This guide walks through how State Farm structures auto and home bundles, where the savings come from, how to evaluate the trade‑offs, and what to ask when you seek a State Farm quote from a local State Farm agent or an insurance agency near me. The goal is to help you make a grown‑up decision, not just chase a percent off.

What a bundle actually is

In most states, State Farm treats bundling as placing eligible personal lines policies with the same company and household, then applying multi‑policy discounts to qualifying lines. You are not merging policies. You still have separate contracts, coverage forms, deductibles, and renewal timelines. The bundle discount generally applies to Car insurance and Home insurance, and can extend to other lines like renters, condo, or even some specialty items, depending on the state.

Think of bundling as a pricing and servicing strategy, not a super policy. It nudges your total premium down, keeps documentation in one network, and often puts the same agent at the center of your risk picture.

Where the savings typically come from

Multi‑policy discounts are not magic. Insurers see households with more than one policy as stickier and more predictable. They file rate plans that reflect lower acquisition costs and higher retention. State Farm insurance generally passes some of that efficiency back to you as discounts.

Common patterns I see in the field:

  • The auto policy often gets the bigger percentage break than the home. Household drivers, vehicles, and prior losses still drive most of the Car insurance price, but the multi‑policy tag can shave a noticeable amount.
  • Home can receive a smaller discount, but it still matters, especially on high dwelling limits where a few percentage points translate into hundreds of dollars a year.
  • Add‑ons sometimes stack. For example, a telematics program on the auto side combined with a multi‑policy discount can create meaningful compound savings if your driving supports it.

Savings vary by state, underwriting tier, prior loss history, and carrier strategy. In some markets you might see a combined reduction in the 5 to 20 percent range compared with placing the same coverages with separate carriers. I have also seen households get a better net price by splitting policies, especially if the home is coastal or the auto drivers are very young. Always run the math.

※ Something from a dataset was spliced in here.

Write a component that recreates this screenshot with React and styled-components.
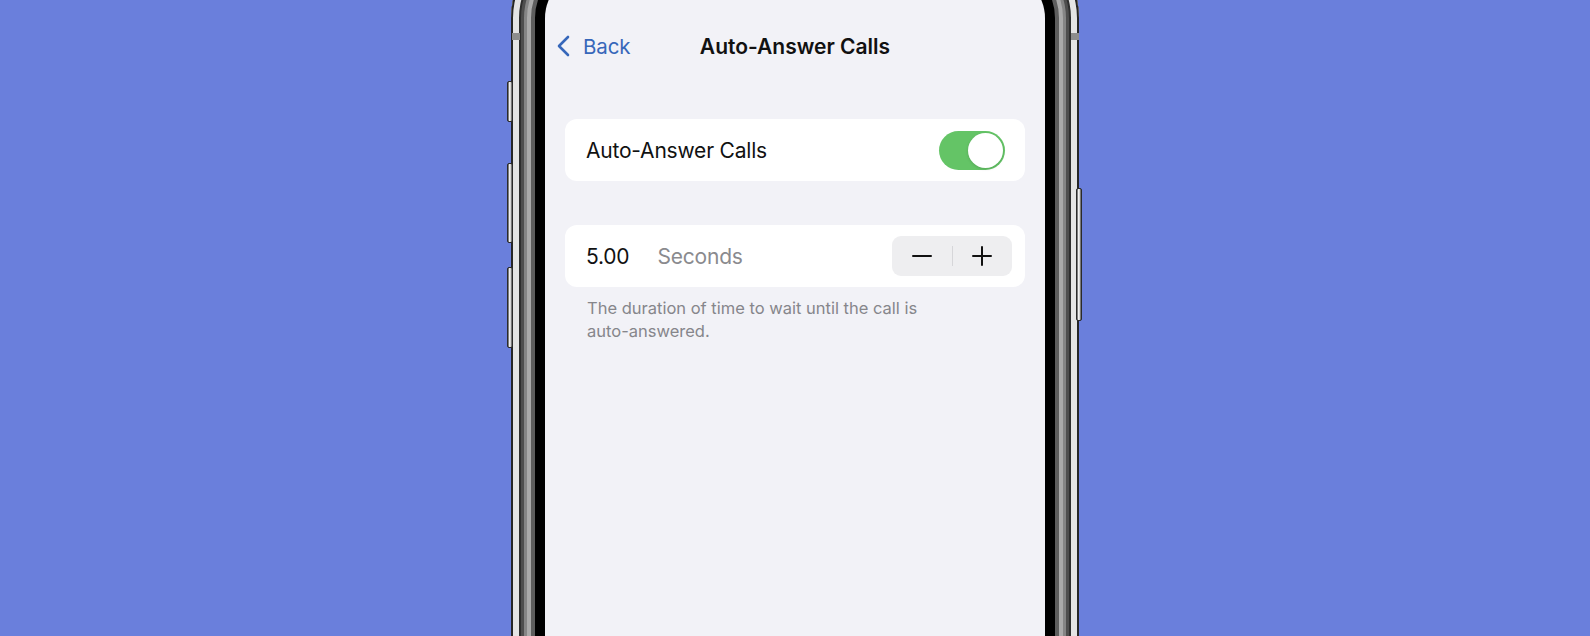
import React, { useState } from "react";
import styled, { createGlobalStyle } from "styled-components";

const Global = createGlobalStyle`
  html, body {
    margin: 0;
    padding: 0;
    background: #6a7fdc;
    overflow: hidden;
  }
  * { box-sizing: border-box; }
`;

const Stage = styled.div`
  width: 1590px;
  height: 636px;
  overflow: hidden;
  display: flex;
  justify-content: center;
  background: #6a7fdc;
  font-family: Inter, "Noto Sans", sans-serif;
`;

const Phone = styled.div`
  position: relative;
  flex: none;
  width: 568px;
  height: 920px;
  margin-top: -62px;
  padding: 34px;
  border-radius: 80px;
  background: #000;
  box-shadow:
    inset 0 0 0 2px #262626,
    inset 0 0 0 8px #e4e4e4,
    inset 0 0 0 10px #2e2e2e,
    inset 0 0 0 13px #4e4e4e,
    inset 0 0 0 16px #858585,
    inset 0 0 0 20px #aaaaaa,
    inset 0 0 0 24px #5e5e5e,
    inset 0 0 0 34px #000;
`;

/* hardware buttons on the rim */
const SideButton = styled.div`
  position: absolute;
  width: 6px;
  top: ${(p) => p.$top}px;
  height: ${(p) => p.$h}px;
  ${(p) => (p.$side === "left" ? "left: -4px;" : "right: -3px;")}
  background: linear-gradient(90deg, #3a3a3a, #f2f2f2 35%, #cfcfcf 70%, #3a3a3a);
  border-radius: 2px;
  border: 1px solid #2a2a2a;
`;

const AntennaBand = styled.div`
  position: absolute;
  top: 95px;
  width: 8px;
  height: 7px;
  ${(p) => (p.$side === "left" ? "left: 1px;" : "right: 0px;")}
  background: #8d8d8d;
`;

const Screen = styled.div`
  width: 100%;
  height: 100%;
  border-radius: 46px;
  background: #f2f2f7;
  overflow: hidden;
  display: flex;
  flex-direction: column;
`;

const StatusBar = styled.div`
  height: 52px;
  flex: none;
`;

const NavBar = styled.div`
  height: 44px;
  flex: none;
  display: grid;
  grid-template-columns: 1fr auto 1fr;
  align-items: center;
`;

const BackButton = styled.button`
  justify-self: start;
  display: flex;
  align-items: center;
  gap: 13px;
  padding: 0 0 0 11px;
  border: none;
  background: none;
  color: #3767ba;
  font-family: inherit;
  font-size: 20.5px;
  font-weight: 400;
  letter-spacing: -0.1px;
  cursor: pointer;
`;

const Title = styled.h1`
  margin: 0;
  font-size: 21px;
  font-weight: 600;
  color: #111;
  letter-spacing: 0px;
`;

const Content = styled.div`
  padding: 51px 20px 0;
  display: flex;
  flex-direction: column;
`;

const Card = styled.div`
  height: 62px;
  background: #fff;
  border-radius: 12px;
  display: flex;
  align-items: center;
  justify-content: space-between;
  padding: 0 ${(p) => p.$padRight ?? 20}px 0 21px;
  margin-top: ${(p) => p.$gap ?? 0}px;
`;

const Label = styled.span`
  font-size: 21px;
  color: #111;
  letter-spacing: -0.2px;
`;

const ValueGroup = styled.div`
  display: flex;
  align-items: center;
  gap: 28px;
`;

const Value = styled.span`
  font-size: 21px;
  color: #111;
  letter-spacing: -0.2px;
`;

const Unit = styled.span`
  font-size: 21px;
  color: #8a8a8e;
  letter-spacing: -0.2px;
`;

const Toggle = styled.button`
  position: relative;
  width: 66px;
  height: 39px;
  border: none;
  padding: 0;
  border-radius: 20px;
  background: ${(p) => (p.$on ? "#64c466" : "#e4e4e8")};
  cursor: pointer;
`;

const Knob = styled.span`
  position: absolute;
  top: 2px;
  left: ${(p) => (p.$on ? 29 : 2)}px;
  width: 35px;
  height: 35px;
  border-radius: 50%;
  background: #fff;
  box-shadow: 0 1px 3px rgba(0, 0, 0, 0.15);
`;

const Stepper = styled.div`
  width: 120px;
  height: 40px;
  border-radius: 9px;
  background: #eeeef0;
  display: flex;
  align-items: center;
`;

const StepButton = styled.button`
  flex: 1;
  height: 100%;
  border: none;
  background: none;
  display: flex;
  align-items: center;
  justify-content: center;
  padding: 0;
  cursor: pointer;
`;

const StepDivider = styled.span`
  width: 1px;
  height: 20px;
  background: #d6d6d9;
`;

const Footer = styled.p`
  margin: 10px 0 0;
  padding: 0 22px;
  font-size: 16.5px;
  line-height: 22.5px;
  color: #86868b;
  letter-spacing: 0px;
`;

const Chevron = () => (
  <svg width="14" height="22" viewBox="0 0 14 22" fill="none">
    <path d="M12 2 L3 11 L12 20" stroke="#3767ba" strokeWidth="2.6" strokeLinecap="round" strokeLinejoin="round" />
  </svg>
);

const MinusIcon = () => (
  <svg width="22" height="22" viewBox="0 0 22 22">
    <path d="M2 11 H20" stroke="#111" strokeWidth="2" strokeLinecap="round" />
  </svg>
);

const PlusIcon = () => (
  <svg width="22" height="22" viewBox="0 0 22 22">
    <path d="M2 11 H20 M11 2 V20" stroke="#111" strokeWidth="2" strokeLinecap="round" />
  </svg>
);

export default function App() {
  const [on, setOn] = useState(true);
  const [secs, setSecs] = useState(5);

  return (
    <>
      <Global />
      <Stage>
        <Phone>
          <AntennaBand $side="left" />
          <AntennaBand $side="right" />
          <SideButton $side="left" $top={143} $h={41} />
          <SideButton $side="left" $top={225} $h={80} />
          <SideButton $side="left" $top={329} $h={81} />
          <SideButton $side="right" $top={250} $h={133} />
          <Screen>
            <StatusBar />
            <NavBar>
              <BackButton>
                <Chevron />
                Back
              </BackButton>
              <Title>Auto-Answer Calls</Title>
              <span />
            </NavBar>
            <Content>
              <Card>
                <Label>Auto-Answer Calls</Label>
                <Toggle $on={on} onClick={() => setOn(!on)} aria-label="Auto-Answer Calls">
                  <Knob $on={on} />
                </Toggle>
              </Card>
              <Card $gap={44} $padRight={13}>
                <ValueGroup>
                  <Value>{secs.toFixed(2)}</Value>
                  <Unit>Seconds</Unit>
                </ValueGroup>
                <Stepper>
                  <StepButton onClick={() => setSecs(Math.max(0, secs - 1))} aria-label="Decrease">
                    <MinusIcon />
                  </StepButton>
                  <StepDivider />
                  <StepButton onClick={() => setSecs(secs + 1)} aria-label="Increase">
                    <PlusIcon />
                  </StepButton>
                </Stepper>
              </Card>
              <Footer>
                The duration of time to wait until the call is
                <br />
                auto-answered.
              </Footer>
            </Content>
          </Screen>
        </Phone>
      </Stage>
    </>
  );
}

How a State Farm quote behaves when you bundle

If you request a State Farm quote for both Car insurance and Home insurance, the pricing engine evaluates each risk on its own merits first. Only after it clears underwriting does the system apply the multi‑policy credit. That order matters.

A couple of examples:

  • A homeowner with a 15‑year‑old roof in hail country might still qualify for a bundle, but the home premium, influenced by roof age and local storm losses, could be high. The auto discount may not erase a large home premium, even though the combined price beats splitting with two carriers.
  • A household with spotless driving and modest vehicles might see excellent auto rates. If the home carries prior water claims, the quote could still be competitive when bundled, but the agent may recommend higher water backup limits and a smarter deductible plan, not just chasing the lowest sticker.

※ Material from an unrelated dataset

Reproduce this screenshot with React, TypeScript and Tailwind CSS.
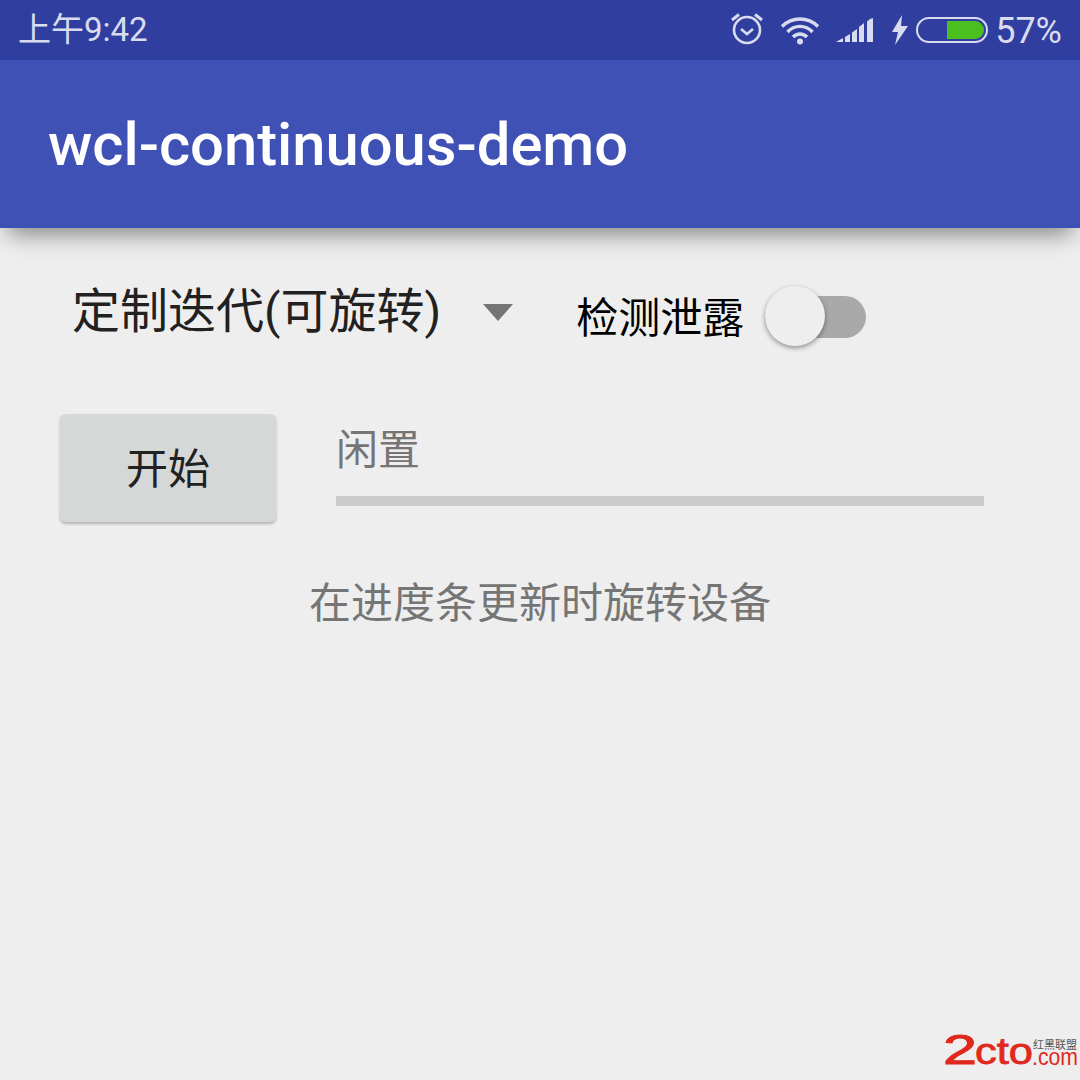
import React from "react";

const cjk = "font-['Roboto','Noto_Sans_CJK_SC',sans-serif]";

function StatusIcons() {
  const c = "#d9dcef";
  return (
    <div className="flex items-center">
      <svg width="34" height="34" viewBox="0 0 34 34" className="mt-[-2px]" fill="none" stroke={c}>
        <circle cx="17" cy="18" r="13" strokeWidth="2.6" />
        <path d="M11 17l6 5 6-5" strokeWidth="2.6" />
        <path d="M2 8l7-5.5M32 8l-7-5.5" strokeWidth="3" />
      </svg>
      <svg width="40" height="30" viewBox="0 0 40 30" className="ml-[16px]" fill="none" stroke={c} strokeWidth="3.4">
        <path d="M2 11.5C12 1.5 28 1.5 38 11.5" />
        <path d="M7.5 17C14.5 9.5 25.5 9.5 32.5 17" />
        <path d="M13 22C17 18 23 18 27 22" />
        <circle cx="20" cy="26.5" r="3" fill={c} stroke="none" />
      </svg>
      <svg width="38" height="26" viewBox="0 0 38 26" className="ml-[16px]" fill={c}>
        <path d="M0 25L7 21V25Z" />
        <path d="M9 20L14 17V25H9Z" />
        <path d="M16 15.5L21 12V25H16Z" />
        <path d="M23 10L28 6V25H23Z" />
        <path d="M31 4.5Q34 1 37 1V25H31Z" />
      </svg>
      <svg width="18" height="30" viewBox="0 0 18 30" className="ml-[17px]" fill={c}>
        <path d="M11 0L1 17H7L4 30L17 11H10Z" />
      </svg>
      <div className="ml-[7px] flex h-[26px] w-[72px] items-center justify-end rounded-[13px] border-2 border-[#d9dcef] pr-[2px]">
        <div className="h-[18px] w-[37px] rounded-r-[9px] bg-[#4cbf20]" />
      </div>
      <span className="ml-[7px] mt-[1px] text-[36px] leading-none text-[#d9dcef] font-['Roboto',sans-serif]">57%</span>
    </div>
  );
}

function Logo() {
  const red = "#e0281c";
  return (
    <svg width="138" height="44" viewBox="0 0 138 44" className="absolute bottom-[8px] right-0">
      <text x="1" y="36" textLength="34" lengthAdjust="spacingAndGlyphs" fontFamily="Liberation Sans, sans-serif" fontSize="42" fill={red} stroke={red} strokeWidth="1">
        2
      </text>
      <text x="33" y="36" textLength="58" lengthAdjust="spacingAndGlyphs" fontFamily="Liberation Sans, sans-serif" fontSize="36" fill={red} stroke={red} strokeWidth="0.8">
        cto
      </text>
      <text x="91" y="21" textLength="44" lengthAdjust="spacingAndGlyphs" fontFamily="Noto Sans CJK SC, sans-serif" fontSize="11" fill="#555">
        红黑联盟
      </text>
      <text x="90" y="37" textLength="46" lengthAdjust="spacingAndGlyphs" fontFamily="Liberation Sans, sans-serif" fontSize="23" fill={red}>
        .com
      </text>
    </svg>
  );
}

export default function App() {
  return (
    <div className={`relative flex h-[1080px] w-[1080px] flex-col overflow-hidden bg-[#eeeeee] ${cjk}`}>
      <div className="flex h-[60px] shrink-0 items-center justify-between bg-[#303f9f] pl-[18px] pr-[18px]">
        <span className="mt-[-2px] text-[33px] leading-none text-[#d9dcef]">上午9:42</span>
        <StatusIcons />
      </div>
      <div className="z-10 flex h-[168px] shrink-0 items-center bg-[#3f51b5] pl-[48px] shadow-[0_14px_22px_-8px_rgba(0,0,0,0.45)]">
        <span className="mt-[4px] text-[59.7px] font-medium leading-none text-white">wcl-continuous-demo</span>
      </div>
      <div className="flex h-[186px] shrink-0 items-center pl-[72px] pb-[4px]">
        <span className="mt-[-14px] text-[48px] leading-none text-[#212121]">定制迭代(可旋转)</span>
        <div className="ml-[42px] mt-[-14px] h-0 w-0 border-x-[15px] border-t-[17px] border-x-transparent border-t-[#757575]" />
        <span className="ml-[63px] text-[42px] leading-none text-black">检测泄露</span>
        <div className="relative ml-[21px] mt-[-4px] h-[42px] w-[101px] rounded-full bg-[#a9a9a9]">
          <div className="absolute left-0 top-[-10px] h-[60px] w-[60px] rounded-full bg-[#eeeeee] shadow-[0_2px_5px_rgba(0,0,0,0.4)]" />
        </div>
      </div>
      <div className="flex items-start pl-[60px]">
        <button className="h-[108px] w-[216px] rounded-[6px] bg-[#d6d7d7] pt-[4px] text-[42px] leading-none text-[#212121] shadow-[0_2px_3px_rgba(0,0,0,0.25)]">
          开始
        </button>
        <div className="ml-[60px] flex w-[648px] flex-col">
          <span className="h-[82px] pt-[16px] text-[42px] leading-none text-[#757575]">闲置</span>
          <div className="h-[10px] bg-[#cccccc]" />
        </div>
      </div>
      <p className="mt-[61px] text-center text-[42px] leading-none text-[#757575]">在进度条更新时旋转设备</p>
      <Logo />
    </div>
  );
}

In both cases, the bundle discount is only one lever. Coverage selections, deductibles, and loss mitigation features like monitored alarms or a new roof can change the outcome more than the bundle itself.

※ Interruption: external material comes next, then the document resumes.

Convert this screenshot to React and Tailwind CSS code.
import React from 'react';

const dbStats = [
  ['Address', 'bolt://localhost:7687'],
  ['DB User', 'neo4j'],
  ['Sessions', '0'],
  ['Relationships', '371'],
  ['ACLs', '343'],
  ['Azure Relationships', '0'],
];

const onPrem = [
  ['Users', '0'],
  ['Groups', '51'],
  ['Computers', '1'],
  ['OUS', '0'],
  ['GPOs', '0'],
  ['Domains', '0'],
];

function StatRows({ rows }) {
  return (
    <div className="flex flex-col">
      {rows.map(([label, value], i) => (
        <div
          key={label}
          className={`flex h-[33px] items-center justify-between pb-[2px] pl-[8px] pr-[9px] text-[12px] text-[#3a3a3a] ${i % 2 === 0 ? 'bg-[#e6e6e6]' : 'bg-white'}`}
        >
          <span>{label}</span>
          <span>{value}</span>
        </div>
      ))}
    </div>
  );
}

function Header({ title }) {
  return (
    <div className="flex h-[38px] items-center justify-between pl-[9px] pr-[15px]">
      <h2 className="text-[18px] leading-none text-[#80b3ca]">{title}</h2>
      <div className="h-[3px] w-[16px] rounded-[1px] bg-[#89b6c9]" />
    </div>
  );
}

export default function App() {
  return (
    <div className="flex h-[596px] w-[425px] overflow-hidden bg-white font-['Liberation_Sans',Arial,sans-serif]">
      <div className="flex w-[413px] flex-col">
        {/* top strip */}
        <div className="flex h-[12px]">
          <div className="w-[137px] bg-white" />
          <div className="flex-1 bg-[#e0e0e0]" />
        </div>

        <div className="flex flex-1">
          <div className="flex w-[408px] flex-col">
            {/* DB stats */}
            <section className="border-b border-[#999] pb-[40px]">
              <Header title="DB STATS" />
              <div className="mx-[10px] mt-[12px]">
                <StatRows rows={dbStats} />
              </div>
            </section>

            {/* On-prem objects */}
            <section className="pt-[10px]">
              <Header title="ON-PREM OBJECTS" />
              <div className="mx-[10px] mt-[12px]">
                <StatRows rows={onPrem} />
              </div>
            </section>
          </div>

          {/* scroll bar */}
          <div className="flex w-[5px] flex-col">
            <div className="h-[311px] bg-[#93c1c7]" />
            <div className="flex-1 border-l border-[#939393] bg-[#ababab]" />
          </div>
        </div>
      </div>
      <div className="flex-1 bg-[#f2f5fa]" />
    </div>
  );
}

The coverage coordination benefit

Price is only half the story. When one insurer covers both major assets, you can coordinate limits to reduce gaps. I am thinking about three areas where this matters.

Liability. The largest exposure for most households is not a cracked bumper, it is a serious injury claim or a lawsuit after a guest gets hurt on your property. When your auto and home sit together, you and your State Farm agent can size the underlying liability limits to support a personal umbrella policy more easily. Most umbrellas require each underlying policy to carry specific liability minimums. With one company, aligning those floors is cleaner. If you later change a deductible or add a teen driver, the umbrella remains synchronized.

Property and endorsements. Home coverage has limits for special items and for water, service lines, and ordinance or law. An agent who sees your auto and home together can spot lifestyle clues, like a high‑value bike on the car rack or a side‑hustle of tools kept in the garage, and recommend scheduled personal property or business property endorsements. Bundling makes that conversation more predictable at renewal.

Claims handling rhythm. If a severe storm drops a tree onto your car and roof in the same night, having one carrier simplifies your experience. You still have two claims, but scheduling adjusters and ensuring estimates align is easier. I have watched adjusters coordinate debris removal and repair sequencing because they shared internal notes. You do not win a discount for this. You win a little sanity.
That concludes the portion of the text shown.